Losing a restricted award doesn’t always have to be permanent. Federal regulations require schools to allow students to appeal a SAP determination, provided the student experienced circumstances beyond their control.8eCFR. 34 CFR 668.34 – Satisfactory Academic Progress Common grounds for appeal include a serious illness or injury, the death of an immediate family member, military deployment, or other documented emergencies.
A successful appeal typically requires two things: a written explanation describing what happened and what has changed, plus documentation backing up your claim (a letter from a doctor, a death certificate, military orders). Most schools also require you to work with an academic advisor to create an academic plan — essentially a contract outlining the courses you’ll take and the benchmarks you’ll hit to get back on track.

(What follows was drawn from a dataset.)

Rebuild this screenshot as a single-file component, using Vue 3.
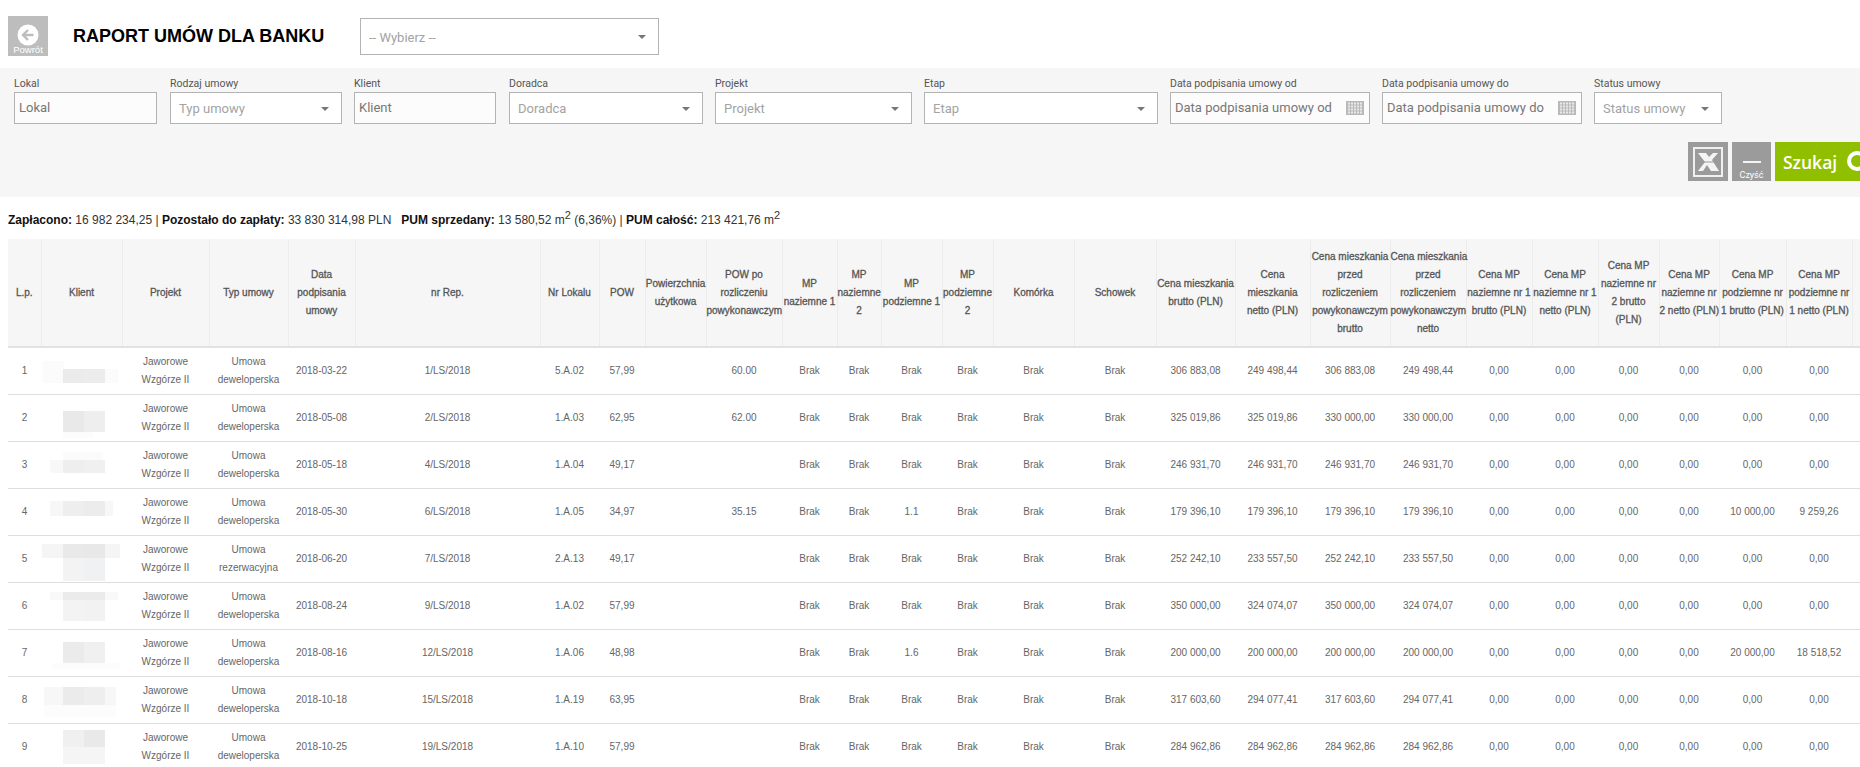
<script setup>
const filters = [
  { label: 'Lokal', ph: 'Lokal', w: 143, type: 'input' },
  { label: 'Rodzaj umowy', ph: 'Typ umowy', w: 172, gap: 13, type: 'select' },
  { label: 'Klient', ph: 'Klient', w: 142, gap: 12, type: 'input' },
  { label: 'Doradca', ph: 'Doradca', w: 194, gap: 13, type: 'select' },
  { label: 'Projekt', ph: 'Projekt', w: 197, gap: 12, type: 'select' },
  { label: 'Etap', ph: 'Etap', w: 234, gap: 12, type: 'select' },
  { label: 'Data podpisania umowy od', ph: 'Data podpisania umowy od', w: 200, gap: 12, type: 'date' },
  { label: 'Data podpisania umowy do', ph: 'Data podpisania umowy do', w: 200, gap: 12, type: 'date' },
  { label: 'Status umowy', ph: 'Status umowy', w: 128, gap: 12, type: 'select' },
]

const calDots = []
for (let r = 0; r < 4; r++) for (let c = 0; c < 5; c++) calDots.push({ x: 2 + c * 3, y: 1.5 + r * 3 })

const headers = [
  ['L.p.', 33], ['Klient', 81], ['Projekt', 87], ['Typ umowy', 79], ['Data\npodpisania\numowy', 67],
  ['nr Rep.', 185], ['Nr Lokalu', 59], ['POW', 46], ['Powierzchnia\nużytkowa', 61],
  ['POW po\nrozliczeniu\npowykonawczym', 76], ['MP\nnaziemne 1', 55], ['MP\nnaziemne\n2', 44],
  ['MP\npodziemne 1', 61], ['MP\npodziemne\n2', 51], ['Komórka', 81], ['Schowek', 82],
  ['Cena mieszkania\nbrutto (PLN)', 79], ['Cena\nmieszkania\nnetto (PLN)', 75],
  ['Cena mieszkania\nprzed\nrozliczeniem\npowykonawczym\nbrutto', 80],
  ['Cena mieszkania\nprzed\nrozliczeniem\npowykonawczym\nnetto', 76],
  ['Cena MP\nnaziemne nr 1\nbrutto (PLN)', 66], ['Cena MP\nnaziemne nr 1\nnetto (PLN)', 66],
  ['Cena MP\nnaziemne nr\n2 brutto\n(PLN)', 61], ['Cena MP\nnaziemne nr\n2 netto (PLN)', 60],
  ['Cena MP\npodziemne nr\n1 brutto (PLN)', 67], ['Cena MP\npodziemne nr\n1 netto (PLN)', 66],
  ['Cena komórki\nbrutto (PLN)', 78],
]
const tableWidth = headers.reduce((s, h) => s + h[1], 0)

const raw = [
  ['2018-03-22', '1/LS/2018', '5.A.02', '57,99', '60.00', '', ['306 883,08', '249 498,44', '306 883,08', '249 498,44'], '0,00', '0,00',
    [[2, 13, 21, 22, '#fbfbfb'], [22, 21, 21, 14, '#ebebeb'], [43, 21, 21, 14, '#ececec'], [64, 21, 13, 14, '#fbfbfb']]],
  ['2018-05-08', '2/LS/2018', '1.A.03', '62,95', '62.00', '', ['325 019,86', '325 019,86', '330 000,00', '330 000,00'], '0,00', '0,00',
    [[22, 16, 21, 21, '#e9e9e9'], [43, 16, 21, 21, '#eeeeee'], [22, 37, 30, 6, '#fcfcfc']]],
  ['2018-05-18', '4/LS/2018', '1.A.04', '49,17', '', '', ['246 931,70', '246 931,70', '246 931,70', '246 931,70'], '0,00', '0,00',
    [[9, 18, 13, 13, '#f8f8f8'], [22, 18, 21, 13, '#eeeeee'], [43, 18, 21, 13, '#f0f0f0'], [22, 10, 40, 8, '#fbfbfb']]],
  ['2018-05-30', '6/LS/2018', '1.A.05', '34,97', '35.15', '1.1', ['179 396,10', '179 396,10', '179 396,10', '179 396,10'], '10 000,00', '9 259,26',
    [[9, 12, 13, 15, '#f7f7f7'], [22, 12, 21, 15, '#eeeeee'], [43, 12, 21, 15, '#ececec'], [64, 12, 8, 15, '#f7f7f7']]],
  ['2018-06-20', '7/LS/2018', '2.A.13', '49,17', '', '', ['252 242,10', '233 557,50', '252 242,10', '233 557,50'], '0,00', '0,00',
    [[1, 8, 21, 14, '#f5f5f5'], [22, 8, 21, 14, '#e9e9e9'], [43, 8, 21, 14, '#e8e8e8'], [64, 8, 15, 14, '#f5f5f5'], [22, 22, 21, 23, '#f3f3f3'], [43, 22, 21, 23, '#f0f1f3']]],
  ['2018-08-24', '9/LS/2018', '1.A.02', '57,99', '', '', ['350 000,00', '324 074,07', '350 000,00', '324 074,07'], '0,00', '0,00',
    [[9, 9, 13, 8, '#f9f9f9'], [22, 9, 42, 8, '#ebebeb'], [64, 9, 13, 8, '#f9f9f9'], [22, 17, 21, 21, '#f3f3f3'], [43, 17, 21, 21, '#f2f2f2']]],
  ['2018-08-16', '12/LS/2018', '1.A.06', '48,98', '', '1.6', ['200 000,00', '200 000,00', '200 000,00', '200 000,00'], '20 000,00', '18 518,52',
    [[22, 12, 21, 21, '#ebebeb'], [43, 12, 21, 21, '#f0f0f0'], [11, 33, 68, 6, '#fcfcfc']]],
  ['2018-10-18', '15/LS/2018', '1.A.19', '63,95', '', '', ['317 603,60', '294 077,41', '317 603,60', '294 077,41'], '0,00', '0,00',
    [[3, 10, 19, 18, '#f7f7f7'], [22, 10, 21, 18, '#ebebeb'], [43, 10, 21, 18, '#eeeeee'], [64, 10, 11, 18, '#f7f7f7'], [3, 28, 72, 12, '#fcfcfc']]],
  ['2018-10-25', '19/LS/2018', '1.A.10', '57,99', '', '', ['284 962,86', '284 962,86', '284 962,86', '284 962,86'], '0,00', '0,00',
    [[22, 6, 21, 17, '#f0f0f0'], [43, 6, 21, 17, '#e9e9e9'], [22, 23, 42, 17, '#f5f5f5']]],
]

const rows = raw.map((r, i) => ({
  lp: i + 1,
  type: i === 4 ? 'rezerwacyjna' : 'deweloperska',
  date: r[0], rep: r[1], lok: r[2], pow: r[3], powu: '', powr: r[4],
  mp: ['Brak', 'Brak', r[5] || 'Brak', 'Brak', 'Brak', 'Brak'],
  prices: r[6],
  mpPrices: ['0,00', '0,00', '0,00', '0,00', r[7], r[8], '0,00'],
  blocks: r[9],
}))

const blockStyle = b => ({ left: b[0] + 'px', top: b[1] + 'px', width: b[2] + 'px', height: b[3] + 'px', background: b[4] })
</script>

<template>
  <div class="page">
    <header class="top">
      <button class="back">
        <svg class="back-icon" width="22" height="22" viewBox="0 0 22 22">
          <circle cx="11" cy="11" r="10.5" fill="#fff" />
          <path d="M16.5 11H6.5M11 6l-5 5 5 5" fill="none" stroke="#bdbdbd" stroke-width="2.4" />
        </svg>
        <span class="back-text">Powrót</span>
      </button>
      <h1 class="title">RAPORT UMÓW DLA BANKU</h1>
      <div class="select main-select">
        <span class="ph">-- Wybierz --</span>
        <i class="caret"></i>
      </div>
    </header>

    <section class="band">
      <div class="filters">
        <div v-for="f in filters" :key="f.label" class="field" :style="{ width: f.w + 'px', marginLeft: (f.gap || 0) + 'px' }">
          <label>{{ f.label }}</label>
          <div v-if="f.type === 'select'" class="select">
            <span class="ph">{{ f.ph }}</span>
            <i class="caret"></i>
          </div>
          <div v-else class="input">
            <span>{{ f.ph }}</span>
            <svg v-if="f.type === 'date'" class="cal" width="18" height="14" viewBox="0 0 18 14">
              <rect width="18" height="14" fill="#b9b9b9" />
              <rect v-for="(d, i) in calDots" :key="i" :x="d.x" :y="d.y" width="2" height="2" fill="#e9e9e9" />
            </svg>
          </div>
        </div>
      </div>
      <div class="actions">
        <button class="act excel">
          <svg width="30" height="30" viewBox="0 0 30 30">
            <rect x="1" y="1" width="28" height="28" fill="none" stroke="#f0f0f0" stroke-width="2" />
            <path d="M5 6h8l3 4 4-4h5l-6 7 7 11h-8l-4-6-4 6H5l7-9z" fill="#f4f4f4" />
            <path d="M5 15h18" stroke="#9b9b9b" stroke-width="1" />
          </svg>
        </button>
        <button class="act clear">
          <i class="dash"></i>
          <span>Czyść</span>
        </button>
        <button class="act search">
          <span>Szukaj</span>
          <svg width="24" height="24" viewBox="0 0 24 24">
            <circle cx="11" cy="11" r="8" fill="none" stroke="#fff" stroke-width="4" />
            <path d="M16 16l6 6" stroke="#fff" stroke-width="4" />
          </svg>
        </button>
      </div>
    </section>

    <p class="summary"><b>Zapłacono:</b> 16 982 234,25 | <b>Pozostało do zapłaty:</b> 33 830 314,98 PLN &nbsp; <b>PUM sprzedany:</b> 13 580,52 m<sup>2</sup> (6,36%) | <b>PUM całość:</b> 213 421,76 m<sup>2</sup></p>

    <div class="table-wrap">
      <table :style="{ width: tableWidth + 'px' }">
        <colgroup>
          <col v-for="h in headers" :key="h[0]" :style="{ width: h[1] + 'px' }" />
        </colgroup>
        <thead>
          <tr>
            <th v-for="h in headers" :key="h[0]">{{ h[0] }}</th>
          </tr>
        </thead>
        <tbody>
          <tr v-for="r in rows" :key="r.lp">
            <td>{{ r.lp }}</td>
            <td class="client">
              <i v-for="(b, i) in r.blocks" :key="i" class="blur" :style="blockStyle(b)"></i>
            </td>
            <td>Jaworowe<br />Wzgórze II</td>
            <td>Umowa<br />{{ r.type }}</td>
            <td>{{ r.date }}</td>
            <td>{{ r.rep }}</td>
            <td>{{ r.lok }}</td>
            <td>{{ r.pow }}</td>
            <td>{{ r.powu }}</td>
            <td>{{ r.powr }}</td>
            <td v-for="(m, i) in r.mp" :key="'m' + i">{{ m }}</td>
            <td v-for="(p, i) in r.prices" :key="'p' + i">{{ p }}</td>
            <td v-for="(p, i) in r.mpPrices" :key="'q' + i">{{ p }}</td>
          </tr>
        </tbody>
      </table>
    </div>
  </div>
</template>

<style>
html, body { margin: 0; height: 767px; overflow: hidden; background: #fff; }
</style>

<style scoped>
.page {
  width: 1860px;
  height: 767px;
  overflow: hidden;
  font-family: "Liberation Sans", Arial, sans-serif;
  color: #333;
}
button { border: 0; padding: 0; cursor: pointer; }

.top {
  height: 68px;
  display: flex;
  align-items: flex-start;
  box-sizing: border-box;
  padding: 16px 0 0 8px;
}
.back {
  width: 40px;
  height: 40px;
  background: #bdbdbd;
  color: #fff;
  display: flex;
  flex-direction: column;
  align-items: center;
  padding-top: 8px;
  box-sizing: border-box;
  font: 9.5px/10px "Liberation Sans", Arial, sans-serif;
}
.back-icon { display: block; flex: none; }
.back-text { margin-top: -1px; }
.title {
  margin: 9px 0 0 25px;
  width: 287px;
  font-size: 18px;
  line-height: 22px;
  font-weight: bold;
  color: #000;
  white-space: nowrap;
}
.select, .input {
  box-sizing: border-box;
  height: 32px;
  background: #fff;
  border: 1px solid #b3b3b3;
  display: flex;
  align-items: center;
  font-family: Roboto, sans-serif;
  font-size: 13px;
  white-space: nowrap;
}
.select { padding: 1px 12px 0 8px; justify-content: space-between; }
.input { padding: 0 5px 2px 4px; justify-content: space-between; color: #777; background: #fcfcfc; }
.main-select { width: 299px; height: 37px; margin-top: 2px; }
.ph { color: #a3a3a3; }
.caret {
  width: 0;
  height: 0;
  border-left: 4px solid transparent;
  border-right: 4px solid transparent;
  border-top: 4px solid #777;
}

.band {
  height: 129px;
  background: #f6f6f6;
  box-sizing: border-box;
  padding: 9px 0 0 14px;
}
.filters { display: flex; }
.field label {
  display: block;
  height: 15px;
  font-family: Roboto, sans-serif;
  font-size: 10.5px;
  line-height: 13px;
  color: #555;
  white-space: nowrap;
}
.cal { flex: none; margin-top: 2px; }
.actions {
  display: flex;
  justify-content: flex-end;
  gap: 4px;
  margin-top: 18px;
  margin-right: -20px;
  align-items: flex-start;
}
.act {
  height: 39px;
  color: #fff;
  display: flex;
  align-items: center;
  justify-content: center;
}
.excel { width: 40px; background: #9b9b9b; }
.excel svg { display: block; }
.clear {
  width: 39px;
  background: #9b9b9b;
  flex-direction: column;
  justify-content: flex-start;
  font: 9px/10px Roboto, sans-serif;
}
.dash { display: block; width: 18px; height: 2px; background: #f4f4f4; margin: 19px 0 7px; }
.search {
  width: 105px;
  background: #90bf00;
  font: 600 17.5px "Open Sans", sans-serif;
  justify-content: flex-start;
  padding: 0 0 0 8px;
  box-sizing: border-box;
  gap: 9px;
}
.search svg { flex: none; }

.summary {
  margin: 0;
  height: 42px;
  box-sizing: border-box;
  padding: 14px 0 0 8px;
  font-size: 12px;
  line-height: 18px;
  color: #333;
  white-space: nowrap;
}
.summary b { color: #111; }
.summary sup { font-size: 11px; line-height: 0; }

.table-wrap { margin-left: 8px; width: 1852px; overflow: hidden; }
table {
  border-collapse: collapse;
  table-layout: fixed;
  font-size: 10px;
  line-height: 18px;
  color: #666;
}
th {
  height: 108px;
  box-sizing: border-box;
  padding: 0;
  background: #f6f6f6;
  color: #555;
  font-weight: normal;
  -webkit-text-stroke: 0.3px #555;
  white-space: pre;
  text-align: center;
  vertical-align: middle;
  border-left: 1px solid #ececec;
  border-bottom: 2px solid #e2e2e2;
}
th:first-child { border-left: 0; }
td {
  height: 47px;
  box-sizing: border-box;
  padding: 0;
  text-align: center;
  vertical-align: middle;
  white-space: nowrap;
  border-bottom: 1px solid #dedede;
}
.client { position: relative; }
.blur { position: absolute; display: block; }
</style>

If the appeal is approved, you’re placed on financial aid probation for one or two terms, during which your aid is restored but your progress is monitored closely. Fail to meet the terms of your academic plan during probation, and the loss becomes much harder to reverse a second time. Submit your appeal before the semester starts — many schools set the deadline as the first day of classes, and late appeals are often rejected outright regardless of merit.
For private donor-funded scholarships, the appeal process depends on the institution and sometimes the donor’s own rules. Some scholarship agreements include a one-semester grace period or a reduced-award tier for students who narrowly miss the GPA threshold. Others offer no appeals at all. Read your scholarship acceptance form carefully — if an appeal path exists, it will be described there.